§ **WHAT IS BEING ASKED**:
Look for the string "TypeScript" in every line, and copy each line that has it.

§ **MATERIAL PROVIDED**:
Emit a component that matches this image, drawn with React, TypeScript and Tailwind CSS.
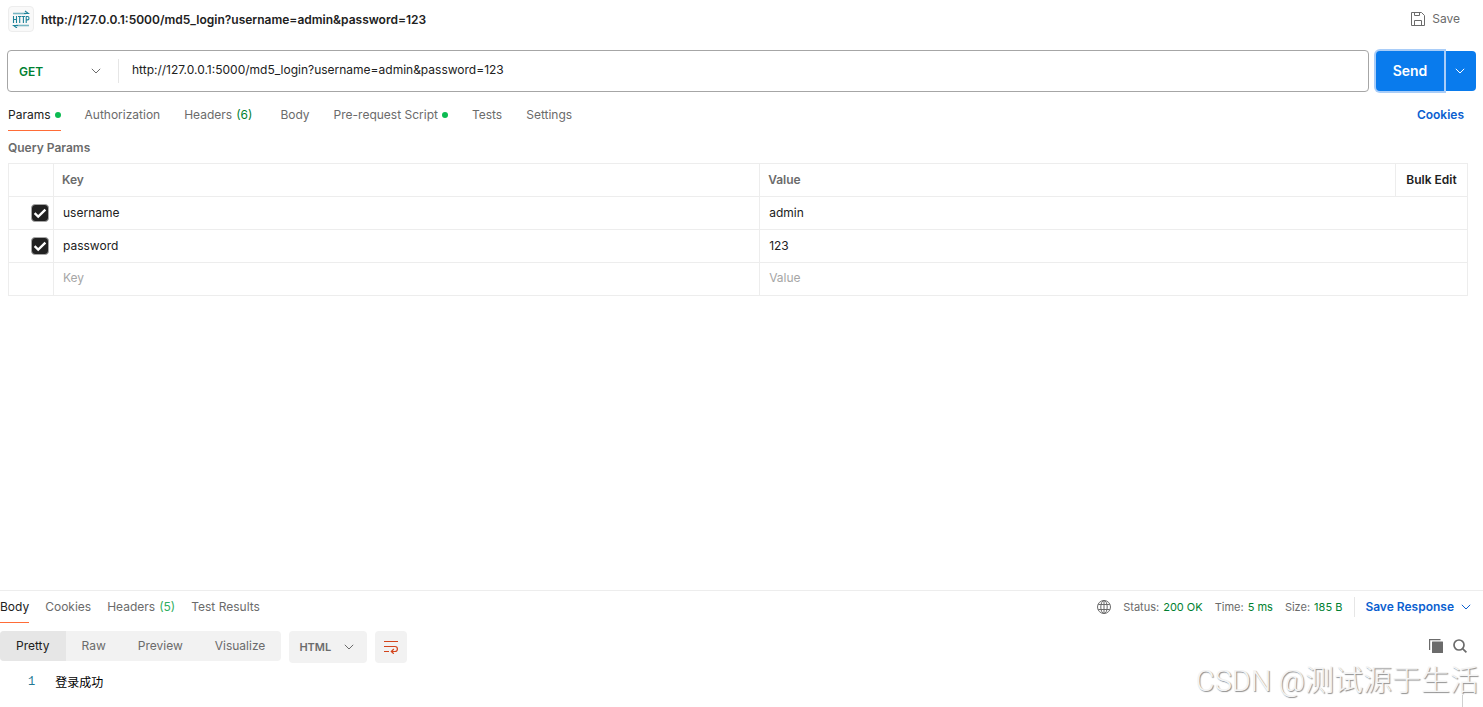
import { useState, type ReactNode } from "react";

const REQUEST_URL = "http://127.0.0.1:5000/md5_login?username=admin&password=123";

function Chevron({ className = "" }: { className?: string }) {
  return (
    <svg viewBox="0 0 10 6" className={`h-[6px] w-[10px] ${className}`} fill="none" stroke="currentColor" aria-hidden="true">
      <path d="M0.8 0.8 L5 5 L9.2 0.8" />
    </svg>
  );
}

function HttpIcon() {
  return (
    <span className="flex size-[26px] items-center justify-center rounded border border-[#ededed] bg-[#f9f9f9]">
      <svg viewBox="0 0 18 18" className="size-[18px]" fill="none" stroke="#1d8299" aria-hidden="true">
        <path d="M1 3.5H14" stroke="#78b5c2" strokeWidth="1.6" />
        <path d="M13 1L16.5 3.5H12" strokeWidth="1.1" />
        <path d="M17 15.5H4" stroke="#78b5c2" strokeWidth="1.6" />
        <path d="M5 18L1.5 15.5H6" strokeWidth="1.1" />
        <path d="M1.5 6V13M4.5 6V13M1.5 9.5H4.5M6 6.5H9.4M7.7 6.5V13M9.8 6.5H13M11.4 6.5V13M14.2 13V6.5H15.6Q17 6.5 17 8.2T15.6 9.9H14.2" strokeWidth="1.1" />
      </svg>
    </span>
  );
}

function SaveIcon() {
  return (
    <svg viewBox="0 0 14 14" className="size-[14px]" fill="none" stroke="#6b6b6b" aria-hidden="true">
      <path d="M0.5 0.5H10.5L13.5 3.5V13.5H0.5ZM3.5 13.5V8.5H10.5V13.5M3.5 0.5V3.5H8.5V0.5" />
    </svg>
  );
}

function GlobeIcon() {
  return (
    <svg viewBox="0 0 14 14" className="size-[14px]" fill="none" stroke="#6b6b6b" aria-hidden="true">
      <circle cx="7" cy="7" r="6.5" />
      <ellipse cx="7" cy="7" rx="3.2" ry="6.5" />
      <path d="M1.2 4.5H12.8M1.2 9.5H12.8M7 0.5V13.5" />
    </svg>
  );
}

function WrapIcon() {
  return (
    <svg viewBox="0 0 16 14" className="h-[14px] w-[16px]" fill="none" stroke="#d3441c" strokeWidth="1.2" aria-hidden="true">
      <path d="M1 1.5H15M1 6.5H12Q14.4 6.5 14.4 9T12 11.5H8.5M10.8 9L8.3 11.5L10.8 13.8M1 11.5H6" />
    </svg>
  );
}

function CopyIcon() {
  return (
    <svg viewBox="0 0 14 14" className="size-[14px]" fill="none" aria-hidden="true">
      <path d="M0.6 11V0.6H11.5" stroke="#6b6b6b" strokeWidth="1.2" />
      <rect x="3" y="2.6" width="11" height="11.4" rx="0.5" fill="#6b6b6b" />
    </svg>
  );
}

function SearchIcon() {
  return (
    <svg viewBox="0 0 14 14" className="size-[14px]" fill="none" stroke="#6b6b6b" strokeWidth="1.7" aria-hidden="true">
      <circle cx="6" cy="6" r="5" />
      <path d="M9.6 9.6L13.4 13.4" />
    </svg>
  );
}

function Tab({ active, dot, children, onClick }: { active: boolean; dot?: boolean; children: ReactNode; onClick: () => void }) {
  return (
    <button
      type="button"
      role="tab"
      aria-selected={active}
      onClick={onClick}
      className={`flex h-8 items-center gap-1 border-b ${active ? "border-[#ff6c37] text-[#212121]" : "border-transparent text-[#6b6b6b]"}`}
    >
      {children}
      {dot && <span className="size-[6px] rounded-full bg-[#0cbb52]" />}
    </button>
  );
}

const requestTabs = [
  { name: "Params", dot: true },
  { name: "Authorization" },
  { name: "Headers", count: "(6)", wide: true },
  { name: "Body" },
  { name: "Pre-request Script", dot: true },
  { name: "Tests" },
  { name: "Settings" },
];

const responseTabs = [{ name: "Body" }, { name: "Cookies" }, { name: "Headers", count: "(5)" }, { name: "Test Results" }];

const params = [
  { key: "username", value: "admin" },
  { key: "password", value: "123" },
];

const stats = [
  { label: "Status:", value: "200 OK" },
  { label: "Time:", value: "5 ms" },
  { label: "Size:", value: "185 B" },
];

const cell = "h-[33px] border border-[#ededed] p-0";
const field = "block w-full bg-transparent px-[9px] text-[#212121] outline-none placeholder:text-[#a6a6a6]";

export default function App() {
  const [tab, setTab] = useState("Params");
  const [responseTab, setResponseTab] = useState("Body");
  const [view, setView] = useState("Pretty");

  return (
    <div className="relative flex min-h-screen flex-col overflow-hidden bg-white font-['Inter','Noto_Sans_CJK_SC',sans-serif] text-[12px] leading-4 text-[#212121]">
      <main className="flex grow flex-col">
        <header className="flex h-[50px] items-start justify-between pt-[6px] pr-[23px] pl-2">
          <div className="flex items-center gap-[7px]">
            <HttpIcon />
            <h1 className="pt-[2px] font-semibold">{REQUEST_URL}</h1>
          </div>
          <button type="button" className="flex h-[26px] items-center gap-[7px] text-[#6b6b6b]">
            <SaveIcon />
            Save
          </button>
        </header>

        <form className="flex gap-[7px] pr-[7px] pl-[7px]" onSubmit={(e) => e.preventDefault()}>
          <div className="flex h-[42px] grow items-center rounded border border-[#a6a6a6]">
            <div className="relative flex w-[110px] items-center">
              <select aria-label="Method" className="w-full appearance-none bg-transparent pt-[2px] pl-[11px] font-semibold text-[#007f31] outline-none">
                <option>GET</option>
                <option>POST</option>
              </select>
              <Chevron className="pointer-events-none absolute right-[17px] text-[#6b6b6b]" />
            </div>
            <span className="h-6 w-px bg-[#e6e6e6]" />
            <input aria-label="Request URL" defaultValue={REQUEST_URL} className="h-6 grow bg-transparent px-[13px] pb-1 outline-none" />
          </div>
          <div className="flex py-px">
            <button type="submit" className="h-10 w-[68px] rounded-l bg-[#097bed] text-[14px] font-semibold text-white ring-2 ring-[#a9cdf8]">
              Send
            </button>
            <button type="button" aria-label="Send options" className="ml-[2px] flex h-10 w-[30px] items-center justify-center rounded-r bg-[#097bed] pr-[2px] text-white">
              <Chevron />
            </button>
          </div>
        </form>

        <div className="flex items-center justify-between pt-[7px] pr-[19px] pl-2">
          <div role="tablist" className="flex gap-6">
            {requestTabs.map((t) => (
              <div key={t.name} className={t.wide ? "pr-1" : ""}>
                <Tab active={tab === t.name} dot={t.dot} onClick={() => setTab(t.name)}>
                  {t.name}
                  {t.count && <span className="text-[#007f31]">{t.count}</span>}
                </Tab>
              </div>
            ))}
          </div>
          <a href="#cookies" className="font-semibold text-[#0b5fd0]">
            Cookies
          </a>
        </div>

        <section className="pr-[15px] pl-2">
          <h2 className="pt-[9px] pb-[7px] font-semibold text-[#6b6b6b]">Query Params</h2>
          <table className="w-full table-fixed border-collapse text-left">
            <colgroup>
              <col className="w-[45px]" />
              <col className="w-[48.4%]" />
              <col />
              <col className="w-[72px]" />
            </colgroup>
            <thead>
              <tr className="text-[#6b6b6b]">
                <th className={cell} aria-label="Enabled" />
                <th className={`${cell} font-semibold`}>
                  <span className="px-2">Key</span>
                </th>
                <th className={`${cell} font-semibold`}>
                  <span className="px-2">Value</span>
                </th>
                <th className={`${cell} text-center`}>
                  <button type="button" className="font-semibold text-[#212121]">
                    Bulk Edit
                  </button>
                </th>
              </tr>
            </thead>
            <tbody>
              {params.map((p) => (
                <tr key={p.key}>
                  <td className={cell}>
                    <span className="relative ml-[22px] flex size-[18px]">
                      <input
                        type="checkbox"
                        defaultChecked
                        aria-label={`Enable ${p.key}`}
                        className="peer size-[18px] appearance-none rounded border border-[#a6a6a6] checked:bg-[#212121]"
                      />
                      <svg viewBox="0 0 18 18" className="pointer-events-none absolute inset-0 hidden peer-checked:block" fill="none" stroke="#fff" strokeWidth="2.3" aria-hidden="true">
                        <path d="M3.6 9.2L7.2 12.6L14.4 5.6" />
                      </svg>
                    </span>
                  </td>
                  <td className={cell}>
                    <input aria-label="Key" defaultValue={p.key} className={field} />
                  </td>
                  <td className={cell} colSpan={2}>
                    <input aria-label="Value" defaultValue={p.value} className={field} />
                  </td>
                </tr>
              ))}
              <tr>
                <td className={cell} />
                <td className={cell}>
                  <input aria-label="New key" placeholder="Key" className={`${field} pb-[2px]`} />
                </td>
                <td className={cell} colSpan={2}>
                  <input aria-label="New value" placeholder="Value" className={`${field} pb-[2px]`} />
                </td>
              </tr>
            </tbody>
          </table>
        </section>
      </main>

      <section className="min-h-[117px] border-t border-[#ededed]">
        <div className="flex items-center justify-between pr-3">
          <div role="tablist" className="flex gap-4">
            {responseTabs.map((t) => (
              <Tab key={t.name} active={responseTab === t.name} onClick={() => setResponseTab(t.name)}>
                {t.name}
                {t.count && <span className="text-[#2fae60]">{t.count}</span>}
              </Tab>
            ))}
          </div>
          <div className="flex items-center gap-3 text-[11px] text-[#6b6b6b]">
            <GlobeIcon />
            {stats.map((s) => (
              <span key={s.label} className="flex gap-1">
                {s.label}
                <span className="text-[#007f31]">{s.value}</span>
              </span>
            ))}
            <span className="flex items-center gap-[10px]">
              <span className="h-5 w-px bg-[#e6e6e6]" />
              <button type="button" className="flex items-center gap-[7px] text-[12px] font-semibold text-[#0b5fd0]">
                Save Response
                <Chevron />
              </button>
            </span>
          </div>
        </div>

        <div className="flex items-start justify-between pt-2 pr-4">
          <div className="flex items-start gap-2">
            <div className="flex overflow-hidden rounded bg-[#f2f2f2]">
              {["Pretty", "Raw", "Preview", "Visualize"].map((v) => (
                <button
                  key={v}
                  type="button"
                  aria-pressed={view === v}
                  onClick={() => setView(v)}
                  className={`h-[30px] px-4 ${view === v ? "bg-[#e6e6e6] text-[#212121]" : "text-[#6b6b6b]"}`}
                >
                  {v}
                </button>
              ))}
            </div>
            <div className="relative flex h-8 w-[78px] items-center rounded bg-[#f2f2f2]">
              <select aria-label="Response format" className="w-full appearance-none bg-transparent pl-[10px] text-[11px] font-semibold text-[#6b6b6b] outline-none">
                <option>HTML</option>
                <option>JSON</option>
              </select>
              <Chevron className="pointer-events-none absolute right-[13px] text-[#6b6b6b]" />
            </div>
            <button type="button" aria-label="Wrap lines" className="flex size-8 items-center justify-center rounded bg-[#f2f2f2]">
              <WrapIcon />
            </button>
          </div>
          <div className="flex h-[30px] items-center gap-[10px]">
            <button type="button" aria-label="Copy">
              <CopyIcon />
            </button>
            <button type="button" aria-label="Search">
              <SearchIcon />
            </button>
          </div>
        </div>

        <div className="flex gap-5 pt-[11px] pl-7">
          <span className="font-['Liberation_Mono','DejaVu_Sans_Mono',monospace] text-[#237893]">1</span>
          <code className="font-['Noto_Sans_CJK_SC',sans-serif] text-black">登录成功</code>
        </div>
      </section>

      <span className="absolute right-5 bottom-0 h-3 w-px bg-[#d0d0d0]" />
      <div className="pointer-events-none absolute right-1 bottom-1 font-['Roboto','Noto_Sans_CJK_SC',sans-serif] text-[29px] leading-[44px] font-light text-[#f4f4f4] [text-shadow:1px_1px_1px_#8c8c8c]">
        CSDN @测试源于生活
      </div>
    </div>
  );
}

* * *

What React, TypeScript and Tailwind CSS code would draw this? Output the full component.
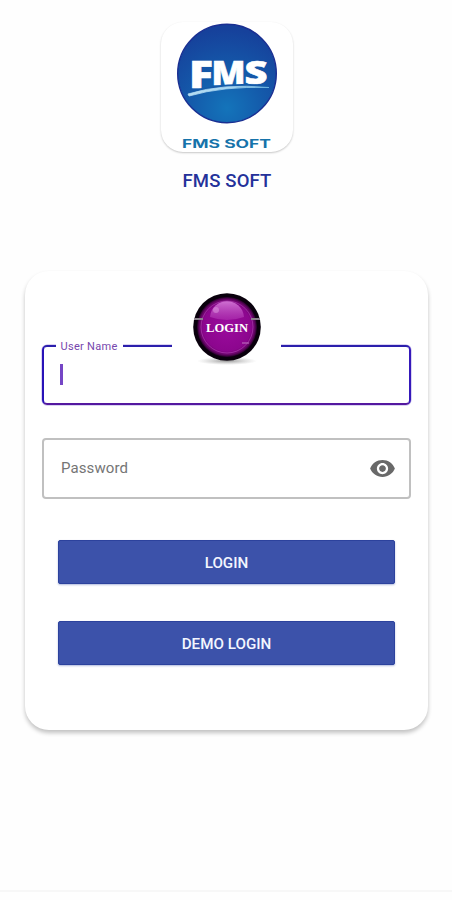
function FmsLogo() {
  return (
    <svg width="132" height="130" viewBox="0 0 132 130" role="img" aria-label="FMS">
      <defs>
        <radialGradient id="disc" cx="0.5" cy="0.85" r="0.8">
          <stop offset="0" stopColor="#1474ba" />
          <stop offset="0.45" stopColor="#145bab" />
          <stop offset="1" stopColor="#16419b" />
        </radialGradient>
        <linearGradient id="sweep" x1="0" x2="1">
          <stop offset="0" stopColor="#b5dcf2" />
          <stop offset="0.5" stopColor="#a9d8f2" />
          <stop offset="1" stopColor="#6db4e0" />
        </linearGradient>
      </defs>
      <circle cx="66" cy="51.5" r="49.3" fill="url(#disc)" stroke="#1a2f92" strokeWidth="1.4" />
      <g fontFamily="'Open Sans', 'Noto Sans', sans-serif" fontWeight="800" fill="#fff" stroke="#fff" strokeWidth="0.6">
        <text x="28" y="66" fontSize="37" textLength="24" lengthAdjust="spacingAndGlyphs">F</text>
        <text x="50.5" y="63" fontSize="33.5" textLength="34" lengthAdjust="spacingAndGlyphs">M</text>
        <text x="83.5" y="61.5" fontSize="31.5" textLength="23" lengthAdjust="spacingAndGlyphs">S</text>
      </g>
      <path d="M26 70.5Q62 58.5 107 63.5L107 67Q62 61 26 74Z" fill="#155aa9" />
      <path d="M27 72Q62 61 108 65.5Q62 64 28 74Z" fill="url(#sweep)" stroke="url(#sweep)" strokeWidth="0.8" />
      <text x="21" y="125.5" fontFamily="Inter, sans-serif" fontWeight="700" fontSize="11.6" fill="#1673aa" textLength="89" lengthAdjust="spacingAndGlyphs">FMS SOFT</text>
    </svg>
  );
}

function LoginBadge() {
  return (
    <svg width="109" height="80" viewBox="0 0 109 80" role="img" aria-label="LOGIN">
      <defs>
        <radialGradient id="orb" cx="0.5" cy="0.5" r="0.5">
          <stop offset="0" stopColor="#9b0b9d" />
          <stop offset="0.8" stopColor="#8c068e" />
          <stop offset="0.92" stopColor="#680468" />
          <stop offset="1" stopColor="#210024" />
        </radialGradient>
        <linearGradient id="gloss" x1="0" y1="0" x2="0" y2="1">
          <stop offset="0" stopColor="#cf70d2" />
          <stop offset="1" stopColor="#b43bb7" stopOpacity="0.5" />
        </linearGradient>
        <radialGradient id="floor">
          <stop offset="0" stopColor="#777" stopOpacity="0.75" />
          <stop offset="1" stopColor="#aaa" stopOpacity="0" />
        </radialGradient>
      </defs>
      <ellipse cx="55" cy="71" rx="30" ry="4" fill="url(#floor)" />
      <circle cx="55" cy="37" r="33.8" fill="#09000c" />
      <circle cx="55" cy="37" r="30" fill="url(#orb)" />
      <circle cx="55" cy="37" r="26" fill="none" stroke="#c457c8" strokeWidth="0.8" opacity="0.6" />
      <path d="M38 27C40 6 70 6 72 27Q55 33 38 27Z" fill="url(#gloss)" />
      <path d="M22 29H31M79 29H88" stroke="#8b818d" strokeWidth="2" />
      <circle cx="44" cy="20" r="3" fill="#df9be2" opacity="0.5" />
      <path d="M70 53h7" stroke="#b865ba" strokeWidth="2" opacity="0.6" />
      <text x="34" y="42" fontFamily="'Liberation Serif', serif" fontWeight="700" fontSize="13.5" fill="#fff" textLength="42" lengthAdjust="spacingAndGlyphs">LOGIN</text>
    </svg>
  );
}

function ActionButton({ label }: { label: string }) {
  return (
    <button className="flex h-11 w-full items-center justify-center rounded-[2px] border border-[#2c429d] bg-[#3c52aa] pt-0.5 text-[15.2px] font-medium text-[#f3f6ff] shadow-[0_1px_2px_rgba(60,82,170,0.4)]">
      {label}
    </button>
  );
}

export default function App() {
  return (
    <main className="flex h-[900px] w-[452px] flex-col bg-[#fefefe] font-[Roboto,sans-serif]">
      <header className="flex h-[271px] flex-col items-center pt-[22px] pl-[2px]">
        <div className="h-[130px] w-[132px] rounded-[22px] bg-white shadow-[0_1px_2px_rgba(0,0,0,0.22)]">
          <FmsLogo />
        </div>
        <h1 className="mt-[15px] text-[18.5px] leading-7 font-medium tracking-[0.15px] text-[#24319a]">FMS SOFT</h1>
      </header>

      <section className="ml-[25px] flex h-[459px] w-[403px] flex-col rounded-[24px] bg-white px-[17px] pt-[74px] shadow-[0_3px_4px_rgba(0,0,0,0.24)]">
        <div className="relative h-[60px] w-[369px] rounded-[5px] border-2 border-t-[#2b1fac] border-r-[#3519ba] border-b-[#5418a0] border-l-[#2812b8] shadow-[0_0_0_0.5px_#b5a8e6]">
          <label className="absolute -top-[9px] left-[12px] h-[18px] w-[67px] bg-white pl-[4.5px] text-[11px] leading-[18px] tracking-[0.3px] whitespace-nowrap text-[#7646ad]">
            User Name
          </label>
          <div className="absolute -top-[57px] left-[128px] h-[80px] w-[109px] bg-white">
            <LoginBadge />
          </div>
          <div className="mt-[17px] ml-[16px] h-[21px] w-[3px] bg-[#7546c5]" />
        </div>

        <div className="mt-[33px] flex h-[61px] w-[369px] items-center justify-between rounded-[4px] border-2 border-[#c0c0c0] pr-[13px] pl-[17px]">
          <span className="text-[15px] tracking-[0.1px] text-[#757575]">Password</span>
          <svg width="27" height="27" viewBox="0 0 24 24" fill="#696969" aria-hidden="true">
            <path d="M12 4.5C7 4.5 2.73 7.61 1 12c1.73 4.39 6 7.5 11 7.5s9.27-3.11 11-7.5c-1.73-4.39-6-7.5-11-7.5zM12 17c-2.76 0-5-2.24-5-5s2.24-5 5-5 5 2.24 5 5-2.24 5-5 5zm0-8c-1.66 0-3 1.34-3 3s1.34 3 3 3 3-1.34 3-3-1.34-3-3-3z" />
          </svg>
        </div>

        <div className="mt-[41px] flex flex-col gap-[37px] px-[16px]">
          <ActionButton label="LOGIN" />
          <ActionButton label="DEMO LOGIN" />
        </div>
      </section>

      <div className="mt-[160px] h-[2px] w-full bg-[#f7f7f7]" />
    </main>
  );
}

§ **RESULT**:
Emit a component that matches this image, drawn with React, TypeScript and Tailwind CSS.
What React, TypeScript and Tailwind CSS code would draw this? Output the full component.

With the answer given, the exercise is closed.